Help kids learn what’s True and False:
Teach your child the basic difference between truth and falsehood.
To demonstrate, tell a family story, and come up with a true ending and an outrageously false one (“And then a giant bird came and carried Grandma to the mall”). Then ask your child, which he or she thinks is true. While it’s normal for young children to have an active fantasy life and sometimes use make-believe to escape blame, correct them gently. You could say, “You’re saying that Mr. Nobody spilled the milk, but I think he had some help from you. I need you to help clean it up”.
By age 6 or 7, kids can be expected to take responsibility for their actions. Don’t overreact to mistakes children may resort to lying especially when parents are very punitive, even if what they’ve done is an accident. Children don’t want to think of themselves as bad, so they deny having done a bad thing. Explain that you will love them even if they do something bad, but that you expect them to be honest. Give appropriate consequences: If your child is caught in a lie, create appropriate consequences. For example, if she has taken cookies without your permission and then lied about it, take away all cookie privileges for a week. If your child stole money from you or a friend, make him earn it back by doing housework or taking out the garbage. Look your child in the eye and say, “The rules in this family are we don’t lie or steal”. However, do not label your child “a liar” or “a thief,” since kids tend to live up to (or down to) your expectations. Deal with Exaggeration Kids often tell whoppers to impress someone. “I color better than anyone else in my class,” and “I’ve been on an airplane 25 times” convey sentiments that children badly want to be real.
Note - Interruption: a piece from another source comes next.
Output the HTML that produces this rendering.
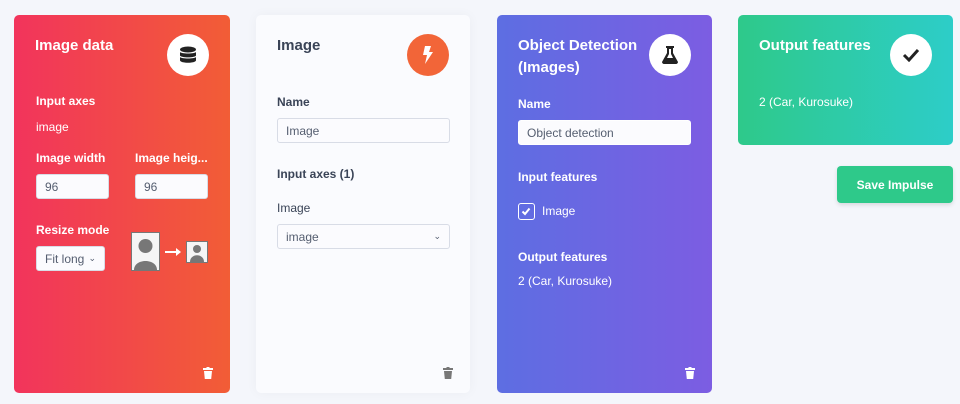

They exaggerate to feel superior (“My father makes more money than yours,” or “I have 500 Transformers at home”). On the playing field, kids may unfairly add points to their game or falsely protest.
Rather than label the child a liar, take your child aside and say, “You wish you could do that, but you know it’s not true”.
Model Honesty: Model honesty by admitting when you make mistakes or returning incorrect change if you’ve been given too much. Hold yourself to a high standard of honesty. Kids are highly attuned to parental hypocrisy. Demonstrate the honest behavior you want to see in your children by owning up to errors, for example, “I forgot to make the doctor’s appointment” or “I made a mistake at work today”. This teaches your child that even though honesty is difficult sometimes, it is not something to be afraid of. point out the downside of dishonesty. Explain that even if a friend has gotten away with cheating, there will be consequences to the dishonesty later (she will have trouble on the next math test, for example). Highlight how destructive dishonesty can be. For example, remind your child that cheating on a test means betraying the teacher’s trust and defrauding the other test-takers, as well as failing himself or herself. Point out examples of dishonesty and honesty in the news and public life--crooked business people who go to jail, whistle blowers who tell the truth.
Expect Truthfulness: Set up an “honor code” at home. Choose certain tasks, such as completing homework or making the bed, which you trust your child to do. Explain that when you ask, “Did you make your bed?” you will forgive your child if he or she says “no,” but that there will be negative consequences for not telling the truth. Thank your child when he or she tells the truth about something that was difficult to tell you, like, “I broke a dish,” or “I failed my math test”.
Explain Tactfulness: The only exception to total honesty is when you might hurt someone’s feelings unnecessarily. For example, discuss what they could say if they don’t like a gift a relative gives them. Practice some tactful ways of expressing gratitude--such as “Thanks so much for the sweater, Aunt Anna. It’s a great color” or “It was so nice of you to think of me.” Explain what distinguishes dangerous lying (cheating on a test) from hurtful truth-telling (“Your haircut is ugly!”).
View Lying: as a Tangled Web Talk about this with kids explaining that it gets harder and harder to correct a lie once you’ve told it, and you have to tell more lies to keep it going. It’s much simpler to tell the truth in the first place to everyone. That way you will not have to remember who knows what.